The justices in the appeal court hearing Murray’s appeal concluded that Murray's no-parole life sentence did not raise an inference of gross disproportionality under the Eighth Amendment. Even taking into account the mitigating factors of his age, previously unblemished criminal record, commendable prison behavior, and otherwise praiseworthy character traits, the record showed that Murray followed his victims into a secluded area where, backed by two armed accomplices, he gunned down his helpless victims. For such a crime, a no-parole life sentence is not disproportionate.

If this youth had shot dead two other youths in Canada, the most he would have to serve (providing that he wasn’t declared a dangerous offender) would be ten years in prison. That is not a suitable punishment for a multiple killer. It would mean that he would only serve five years for killing each of his victims.
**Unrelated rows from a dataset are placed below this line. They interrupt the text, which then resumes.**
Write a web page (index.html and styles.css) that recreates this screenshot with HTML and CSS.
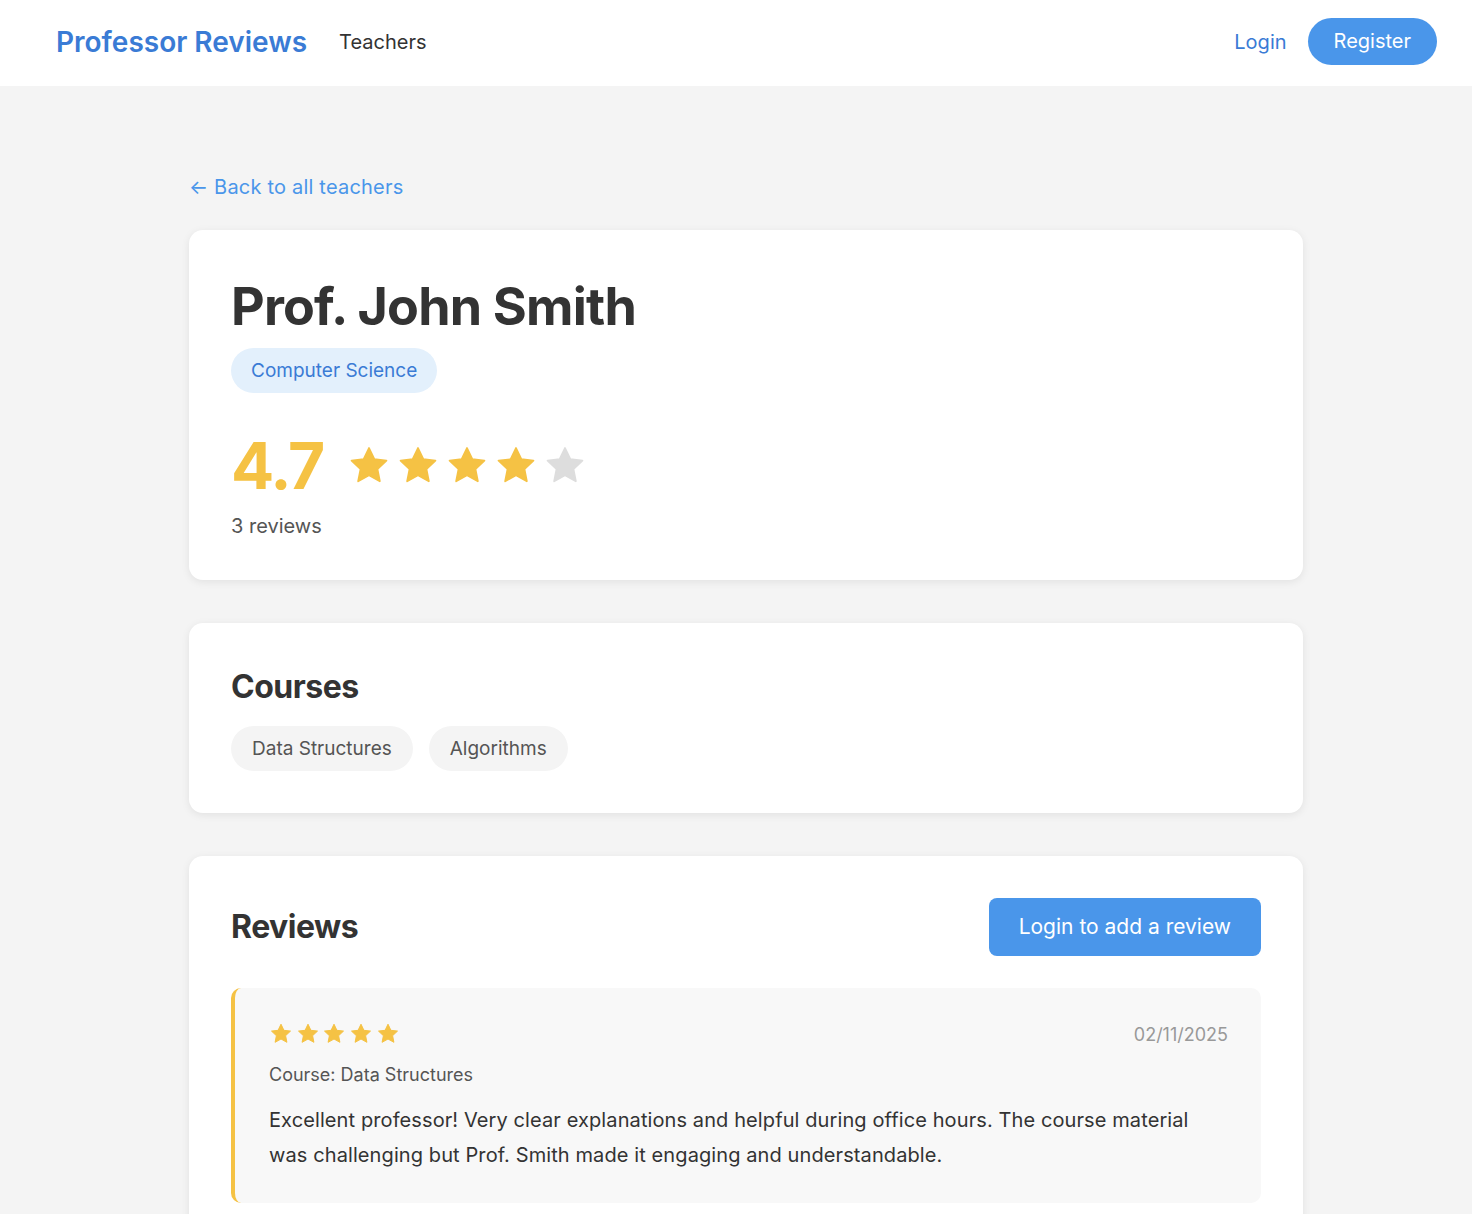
FILE: index.html
```html
<!DOCTYPE html>
<html lang="en">
<head>
    <meta charset="UTF-8">
    <meta name="viewport" content="width=device-width, initial-scale=1.0">
    <title>Prof. John Smith - Professor Reviews</title>
    <link rel="stylesheet" href="styles.css">
</head>
<body>
    <header class="navbar">
        <div class="nav-left">
            <a href="#" class="logo">Professor Reviews</a>
            <a href="#" class="nav-link">Teachers</a>
        </div>
        <div class="nav-right">
            <a href="#" class="login-link">Login</a>
            <a href="#" class="register-btn">Register</a>
        </div>
    </header>

    <main class="container">
        <a href="#" class="back-link">&larr; Back to all teachers</a>

        <section class="card teacher-card">
            <h1>Prof. John Smith</h1>
            <span class="dept-badge">Computer Science</span>
            <div class="rating-row">
                <span class="rating-value">4.7</span>
                <div class="stars stars-lg">
                    <svg viewBox="0 0 24 24"><path class="on" d="M12 2.2l2.9 6.1 6.6.8-4.9 4.6 1.3 6.6L12 17l-5.9 3.3 1.3-6.6-4.9-4.6 6.6-.8z"/></svg>
                    <svg viewBox="0 0 24 24"><path class="on" d="M12 2.2l2.9 6.1 6.6.8-4.9 4.6 1.3 6.6L12 17l-5.9 3.3 1.3-6.6-4.9-4.6 6.6-.8z"/></svg>
                    <svg viewBox="0 0 24 24"><path class="on" d="M12 2.2l2.9 6.1 6.6.8-4.9 4.6 1.3 6.6L12 17l-5.9 3.3 1.3-6.6-4.9-4.6 6.6-.8z"/></svg>
                    <svg viewBox="0 0 24 24"><path class="on" d="M12 2.2l2.9 6.1 6.6.8-4.9 4.6 1.3 6.6L12 17l-5.9 3.3 1.3-6.6-4.9-4.6 6.6-.8z"/></svg>
                    <svg viewBox="0 0 24 24"><path class="off" d="M12 2.2l2.9 6.1 6.6.8-4.9 4.6 1.3 6.6L12 17l-5.9 3.3 1.3-6.6-4.9-4.6 6.6-.8z"/></svg>
                </div>
            </div>
            <p class="review-count">3 reviews</p>
        </section>

        <section class="card">
            <h2 class="courses-title">Courses</h2>
            <div class="course-list">
                <span class="course-chip">Data Structures</span>
                <span class="course-chip">Algorithms</span>
            </div>
        </section>

        <section class="card">
            <div class="reviews-header">
                <h2>Reviews</h2>
                <a href="#" class="add-review-btn">Login to add a review</a>
            </div>

            <div class="review">
                <div class="review-top">
                    <div class="stars stars-sm">
                        <svg viewBox="0 0 24 24"><path class="on" d="M12 2.2l2.9 6.1 6.6.8-4.9 4.6 1.3 6.6L12 17l-5.9 3.3 1.3-6.6-4.9-4.6 6.6-.8z"/></svg>
                        <svg viewBox="0 0 24 24"><path class="on" d="M12 2.2l2.9 6.1 6.6.8-4.9 4.6 1.3 6.6L12 17l-5.9 3.3 1.3-6.6-4.9-4.6 6.6-.8z"/></svg>
                        <svg viewBox="0 0 24 24"><path class="on" d="M12 2.2l2.9 6.1 6.6.8-4.9 4.6 1.3 6.6L12 17l-5.9 3.3 1.3-6.6-4.9-4.6 6.6-.8z"/></svg>
                        <svg viewBox="0 0 24 24"><path class="on" d="M12 2.2l2.9 6.1 6.6.8-4.9 4.6 1.3 6.6L12 17l-5.9 3.3 1.3-6.6-4.9-4.6 6.6-.8z"/></svg>
                        <svg viewBox="0 0 24 24"><path class="on" d="M12 2.2l2.9 6.1 6.6.8-4.9 4.6 1.3 6.6L12 17l-5.9 3.3 1.3-6.6-4.9-4.6 6.6-.8z"/></svg>
                    </div>
                    <span class="review-date">02/11/2025</span>
                </div>
                <p class="review-course">Course: Data Structures</p>
                <p class="review-text">Excellent professor! Very clear explanations and helpful during office hours. The course material was challenging but Prof. Smith made it engaging and understandable.</p>
            </div>
        </section>
    </main>
</body>
</html>
```

FILE: styles.css
```css
body {
    font-family: 'Inter', 'Roboto', sans-serif;
    margin: 0;
    padding: 0;
    background: #f4f4f4;
    color: #333;
    min-height: 100vh;
}

a {
    text-decoration: none;
}

.navbar {
    display: flex;
    justify-content: space-between;
    align-items: center;
    height: 83px;
    padding: 0 35px 3px 56px;
    background: white;
}

.nav-left,
.nav-right {
    display: flex;
    align-items: center;
}

.logo {
    color: #3a7bd5;
    font-size: 28px;
    font-weight: 600;
    margin-right: 32px;
}

.nav-link {
    color: #333;
    font-size: 20px;
}

.login-link {
    color: #3a7bd5;
    font-size: 20px;
    margin-right: 21px;
}

.register-btn {
    background: #4a96ea;
    color: white;
    font-size: 20px;
    height: 47px;
    line-height: 47px;
    padding: 0 26px;
    border-radius: 24px;
}

.container {
    max-width: 1114px;
    margin: 0 auto;
    padding: 89px 0 40px 20px;
}

.back-link {
    display: inline-block;
    color: #4a96ea;
    font-size: 20px;
    letter-spacing: 0.2px;
    margin-bottom: 31px;
}

.card {
    background: white;
    border-radius: 14px;
    padding: 42px;
    margin-bottom: 43px;
    box-shadow: 0 2px 8px rgba(0,0,0,0.08);
}

.teacher-card {
    padding-top: 46px;
}

h1 {
    font-size: 52px;
    font-weight: 700;
    letter-spacing: -0.8px;
    margin: 0 0 10px;
    line-height: 62px;
}

.dept-badge {
    display: inline-block;
    background: #e3f0fc;
    color: #3a7bd5;
    font-size: 19px;
    height: 45px;
    line-height: 45px;
    padding: 0 20px;
    border-radius: 23px;
}

.rating-row {
    display: flex;
    align-items: center;
    margin-top: 41px;
}

.rating-value {
    color: #f5c244;
    font-size: 64px;
    font-weight: 700;
    letter-spacing: -2px;
    line-height: 64px;
    margin-right: 24px;
}

.stars {
    display: flex;
}

.stars svg {
    display: block;
}

.stars .on {
    fill: #f5c244;
    stroke: #f5c244;
    stroke-linejoin: round;
    stroke-width: 1;
}

.stars .off {
    fill: #dddddd;
    stroke: #dddddd;
    stroke-linejoin: round;
    stroke-width: 1;
}

.stars-lg svg {
    width: 44px;
    height: 44px;
    margin-right: 5px;
}

.stars-sm svg {
    width: 24px;
    height: 24px;
    margin-right: 2.7px;
}

.review-count {
    color: #555;
    font-size: 20px;
    margin: 16px 0 0;
}

h2 {
    font-size: 32px;
    font-weight: 700;
    letter-spacing: -0.5px;
    margin: 0;
    line-height: 40px;
}

.courses-title {
    margin-top: 2px;
}

.course-list {
    display: flex;
    gap: 16px;
    margin-top: 19px;
}

.course-chip {
    background: #f4f4f4;
    color: #555;
    font-size: 19px;
    height: 45px;
    line-height: 45px;
    padding: 0 21px;
    border-radius: 23px;
}

.reviews-header {
    display: flex;
    justify-content: space-between;
    align-items: center;
    margin-bottom: 32px;
}

.add-review-btn {
    background: #4a96ea;
    color: white;
    font-size: 21px;
    height: 58px;
    line-height: 58px;
    padding: 0 30px;
    border-radius: 8px;
}

.review {
    background: #f8f8f8;
    border-left: 4px solid #f5c244;
    border-radius: 10px;
    padding: 34px 33px 30px 34px;
}

.review-top {
    display: flex;
    justify-content: space-between;
    align-items: center;
}

.review-date {
    color: #999;
    font-size: 18px;
}

.review-course {
    color: #555;
    font-size: 18px;
    margin: 18px 0 0;
}

.review-text {
    font-size: 20px;
    line-height: 35px;
    letter-spacing: 0.1px;
    margin: 18px 0 0;
    color: #333;
}
```
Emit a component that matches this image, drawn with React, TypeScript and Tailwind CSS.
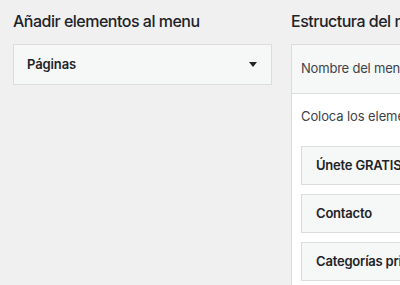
export default function App() {
  const items = ["Únete GRATIS", "Contacto", "Categorías principales"];

  return (
    <div className="w-[400px] h-[285px] overflow-hidden bg-[#f0f0f1] text-[#1d2327] font-['Inter',sans-serif]">
      <div className="flex gap-[19px] pl-[13px] pt-[9px] w-[800px]">
        {/* Añadir elementos */}
        <div className="w-[259px] shrink-0">
          <h2 className="text-[16px] leading-[24px] font-medium tracking-[-0.5px] h-[35px] whitespace-nowrap">Añadir elementos al menu</h2>
          <div className="flex items-center justify-between h-[41px] border border-[#dcdcde] bg-[#f6f7f7] pl-[13px] pr-[14px]">
            <span className="text-[13px] font-semibold tracking-[-0.1px]">Páginas</span>
            <span className="w-0 h-0 border-l-[4px] border-r-[4px] border-t-[5px] border-l-transparent border-r-transparent border-t-[#1d2327]" />
          </div>
        </div>

        {/* Estructura del menú */}
        <div className="w-[480px] shrink-0">
          <h2 className="text-[16px] leading-[24px] font-medium tracking-[-0.5px] h-[35px] whitespace-nowrap">Estructura del menú</h2>
          <div className="border border-[#dcdcde] bg-white">
            <div className="h-[49px] flex items-center pl-[9px] bg-[#f6f7f7] border-b border-[#dcdcde] text-[13px] tracking-[-0.2px] text-[#3c434a] whitespace-nowrap">
              Nombre del menú
            </div>
            <div className="px-[9px] pt-[12px] pb-[20px]">
              <p className="text-[13px] leading-[20px] tracking-[-0.1px] text-[#3c434a] whitespace-nowrap">
                Coloca los elementos de cada menú en el orden que prefieras.
              </p>
              <div className="flex flex-col gap-[9px] mt-[20px]">
                {items.map((it) => (
                  <div key={it} className="h-[39px] flex items-center pl-[14px] border border-[#dcdcde] bg-[#f6f7f7] text-[13px] font-semibold tracking-[-0.2px] whitespace-nowrap">
                    {it}
                  </div>
                ))}
              </div>
            </div>
          </div>
        </div>
      </div>
    </div>
  );
}
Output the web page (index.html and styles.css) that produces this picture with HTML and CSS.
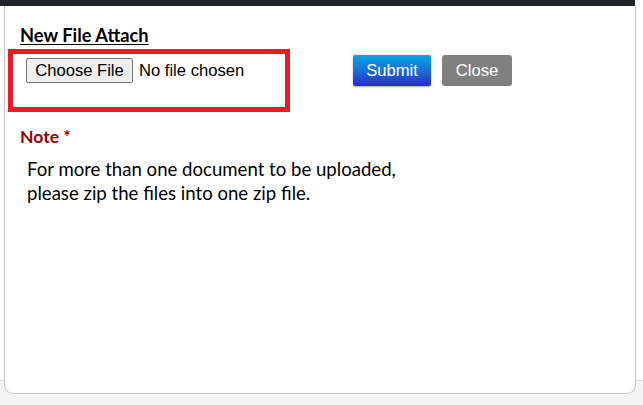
FILE: index.html
```html
<!DOCTYPE html>
<html lang="en">
<head>
<meta charset="utf-8">
<title>New File Attach</title>
<link rel="stylesheet" href="styles.css">
</head>
<body>
<div class="footer-band"></div>
<div class="topbar"></div>
<main class="card">
  <h2 class="title">New File Attach</h2>
  <div class="upload-row">
    <div class="highlight">
      <label class="file-field">
        <span class="file-btn">Choose File</span>
        <span class="file-name">No file chosen</span>
        <input type="file" class="file-input">
      </label>
    </div>
    <div class="actions">
      <button class="btn btn-submit" type="button">Submit</button>
      <button class="btn btn-close" type="button">Close</button>
    </div>
  </div>
  <h3 class="note">Note *</h3>
  <p class="note-text">For more than one document to be uploaded,<br>please zip the files into one zip file.</p>
</main>
</body>
</html>
```
FILE: styles.css
```css
html, body {
  margin: 0;
  padding: 0;
  background: #ffffff;
}
body {
  position: relative;
  width: 643px;
  height: 405px;
  overflow: hidden;
  font-family: "Lato", "Open Sans", sans-serif;
}
.footer-band {
  position: absolute;
  left: 0;
  right: 0;
  top: 380px;
  bottom: 0;
  background: #f5f5f5;
  border-top: 1px solid #dcdcdc;
}
.topbar {
  position: relative;
  z-index: 2;
  width: 635px;
  height: 6px;
  background: #212529;
}
.card {
  position: relative;
  z-index: 1;
  margin-left: 4px;
  width: 632px;
  height: 388px;
  box-sizing: border-box;
  background: #ffffff;
  border: 1px solid #c4c4c4;
  border-top: none;
  border-radius: 0 0 9px 9px;
  padding-top: 18px;
}
.title {
  margin: 0 0 0 15px;
  font-size: 18.3px;
  line-height: 22px;
  font-weight: 700;
  color: #000;
  text-decoration: underline;
  text-underline-offset: 2px;
}
.upload-row {
  display: flex;
  align-items: flex-start;
  margin-top: 3px;
  margin-left: 3px;
}
.highlight {
  box-sizing: border-box;
  width: 282px;
  height: 63px;
  border: 5px solid #ed1c24;
  padding: 4px 0 0 13px;
}
.file-field {
  display: flex;
  align-items: center;
  font-family: "Liberation Sans", Arial, sans-serif;
  font-size: 16.6px;
  color: #000;
}
.file-btn {
  box-sizing: border-box;
  width: 107px;
  height: 25px;
  display: inline-flex;
  align-items: center;
  justify-content: center;
  background: #efefef;
  border: 1px solid #767676;
  border-radius: 2px;
}
.file-name {
  margin-left: 6px;
}
.file-input {
  display: none;
}
.actions {
  display: flex;
  gap: 11px;
  margin-left: 63px;
  margin-top: 6px;
}
.btn {
  box-sizing: border-box;
  height: 31px;
  border: none;
  font-family: "Liberation Sans", Arial, sans-serif;
  font-size: 16.6px;
  color: #ffffff;
  padding: 0;
}
.btn-submit {
  width: 78px;
  border-radius: 2px;
  background: linear-gradient(to bottom, #06a7e2 0%, #1a6fd6 50%, #2a2cc6 100%);
  box-shadow: 0 1px 2px rgba(0,0,0,0.35);
}
.btn-close {
  width: 70px;
  border-radius: 3px;
  background: #808080;
}
.note {
  margin: 14px 0 0 15px;
  font-size: 17.6px;
  line-height: 22px;
  font-weight: 700;
  color: #990000;
}
.note-text {
  margin: 9px 0 0 22px;
  font-size: 18.6px;
  line-height: 24px;
  color: #000;
}
```
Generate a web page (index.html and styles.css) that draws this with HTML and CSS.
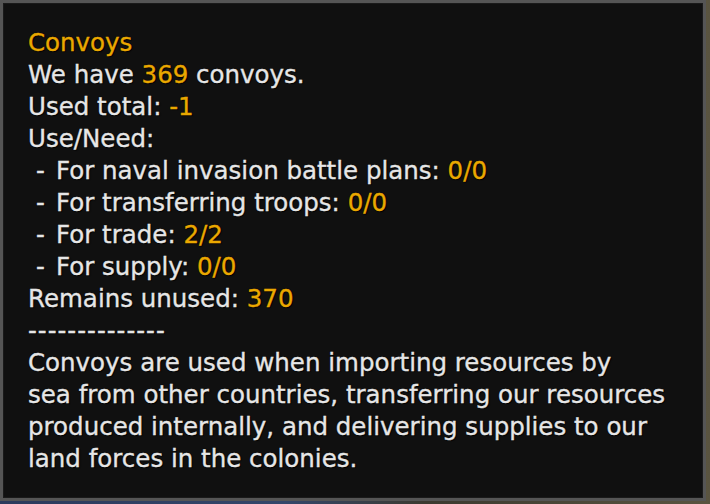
FILE: index.html
```html
<!DOCTYPE html>
<html>
<head>
<meta charset="utf-8">
<link rel="stylesheet" href="styles.css">
</head>
<body>
<div class="scene">
  <div class="tooltip">
    <div class="line title">Convoys</div>
    <div class="line">We have <span class="hl">369</span> convoys.</div>
    <div class="line">Used total: <span class="hl">-1</span></div>
    <div class="line">Use/Need:</div>
    <div class="line item"><span class="dash">-</span>For naval invasion battle plans: <span class="hl">0/0</span></div>
    <div class="line item"><span class="dash">-</span>For transferring troops: <span class="hl">0/0</span></div>
    <div class="line item"><span class="dash">-</span>For trade: <span class="hl">2/2</span></div>
    <div class="line item"><span class="dash">-</span>For supply: <span class="hl">0/0</span></div>
    <div class="line">Remains unused: <span class="hl">370</span></div>
    <div class="line sep">--------------</div>
    <div class="line">Convoys are used when importing resources by</div>
    <div class="line">sea from other countries, transferring our resources</div>
    <div class="line">produced internally, and delivering supplies to our</div>
    <div class="line">land forces in the colonies.</div>
  </div>
</div>
</body>
</html>
```
FILE: styles.css
```css
html, body {
  margin: 0;
  padding: 0;
}
body {
  width: 710px;
  height: 504px;
  overflow: hidden;
  background: linear-gradient(90deg, #2c3a5c 0%, #34466a 40%, #3c3a30 60%, #5a5440 100%);
}
.scene {
  width: 710px;
  height: 504px;
  display: flex;
  align-items: flex-start;
  justify-content: flex-start;
}
.tooltip {
  box-sizing: border-box;
  width: 706px;
  height: 501px;
  background: #101010;
  border: 3px solid #555555;
  box-shadow: inset 0 0 0 1px #1a1a1a;
  padding: 24px 0 0 25px;
  font-family: "DejaVu Sans", sans-serif;
  font-size: 24.5px;
  line-height: 32px;
  color: #e6e6e6;
  text-shadow: 1px 1px 1px #000, 0 0 1px #000;
  -webkit-text-stroke: 0.35px #e6e6e6;
  white-space: nowrap;
}
.title,
.hl {
  color: #eaa800;
  -webkit-text-stroke-color: #eaa800;
}
.item .dash {
  display: inline-block;
  width: 28px;
  padding-left: 8px;
  box-sizing: border-box;
}
.sep {
  letter-spacing: 1px;
}
```
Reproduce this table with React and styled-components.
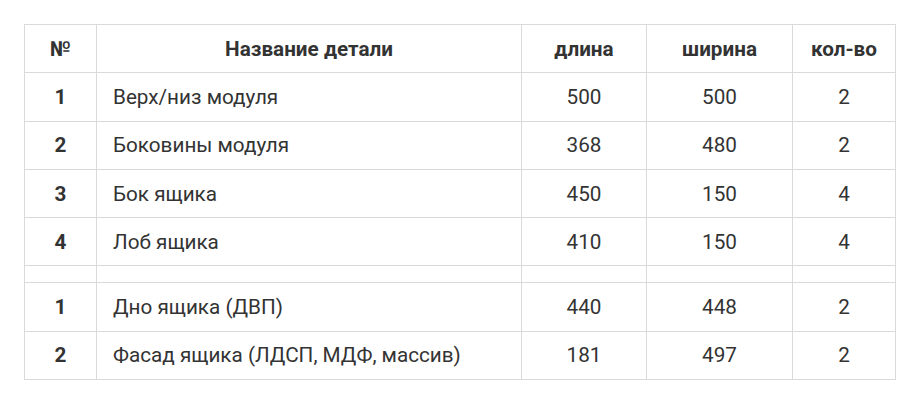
import React from 'react'
import styled, { createGlobalStyle } from 'styled-components'

const GlobalStyle = createGlobalStyle`
  body {
    margin: 0;
    background: #fff;
    font-family: Roboto, "Noto Sans", sans-serif;
    color: #333;
  }
`

const Page = styled.div`
  padding: 24px 25px 24px 24px;
`

const Table = styled.table`
  width: 871px;
  border-collapse: collapse;
  table-layout: fixed;
  font-size: 20.7px;
  line-height: 24px;
`

const Th = styled.th`
  height: 47.3px;
  padding: 0 16px;
  border: 1px solid #dadada;
  font-weight: 700;
  text-align: center;
`

const Td = styled.td`
  height: 47.3px;
  padding: 0 16px;
  border: 1px solid #dadada;
  text-align: ${(p) => (p.$left ? 'left' : 'center')};
  font-weight: ${(p) => (p.$bold ? 700 : 400)};
`

const SpacerCell = styled.td`
  height: 16px;
  padding: 0;
  border: 1px solid #dadada;
`

const rows = [
  ['1', 'Верх/низ модуля', 500, 500, 2],
  ['2', 'Боковины модуля', 368, 480, 2],
  ['3', 'Бок ящика', 450, 150, 4],
  ['4', 'Лоб ящика', 410, 150, 4],
  null,
  ['1', 'Дно ящика (ДВП)', 440, 448, 2],
  ['2', 'Фасад ящика (ЛДСП, МДФ, массив)', 181, 497, 2]
]

export default function App() {
  return (
    <>
      <GlobalStyle />
      <Page>
        <Table>
          <colgroup>
            <col style={{ width: 72 }} />
            <col style={{ width: 425 }} />
            <col style={{ width: 125 }} />
            <col style={{ width: 146 }} />
            <col style={{ width: 103 }} />
          </colgroup>
          <thead>
            <tr>
              <Th>№</Th>
              <Th>Название детали</Th>
              <Th>длина</Th>
              <Th>ширина</Th>
              <Th>кол-во</Th>
            </tr>
          </thead>
          <tbody>
            {rows.map((r, i) =>
              r ? (
                <tr key={i}>
                  <Td $bold>{r[0]}</Td>
                  <Td $left>{r[1]}</Td>
                  <Td>{r[2]}</Td>
                  <Td>{r[3]}</Td>
                  <Td>{r[4]}</Td>
                </tr>
              ) : (
                <tr key={i}>
                  <SpacerCell />
                  <SpacerCell />
                  <SpacerCell />
                  <SpacerCell />
                  <SpacerCell />
                </tr>
              )
            )}
          </tbody>
        </Table>
      </Page>
    </>
  )
}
The question that has to be answered is; “Should a 17-year-old be treated as an adult offender and be given the maximum sentence if he murders someone?”

Admittedly, a 17-year-old’s brains are not fully developed but a 17-year-old knows by that age as to what is right and was is wrong and also knows that if he murders someone, he will go to prison for a very long time. You can be killed by a 17-year-old just as easily as being killed by a man in his twenties or older.

I don’t know if sending Murray to prison for the rest of his life for having committed two murders is a deterrent to others of his ilk but one thing is for sure, the public will be protected from this killer. No doubt a great many people in California and elsewhere feel safer knowing that a teenager that killed two fellow human beings is safely tucked away in a prison and they are their families will never be facing this young man with a gun in his hand.

Was the public good served by sending this multiple killer to prison for the rest of his life? I would say that the answer to that question is ‘YES’.

Incidentally. The above decisions would have applied to Murray if he had been sixteen years of age when he shot the two youths to death.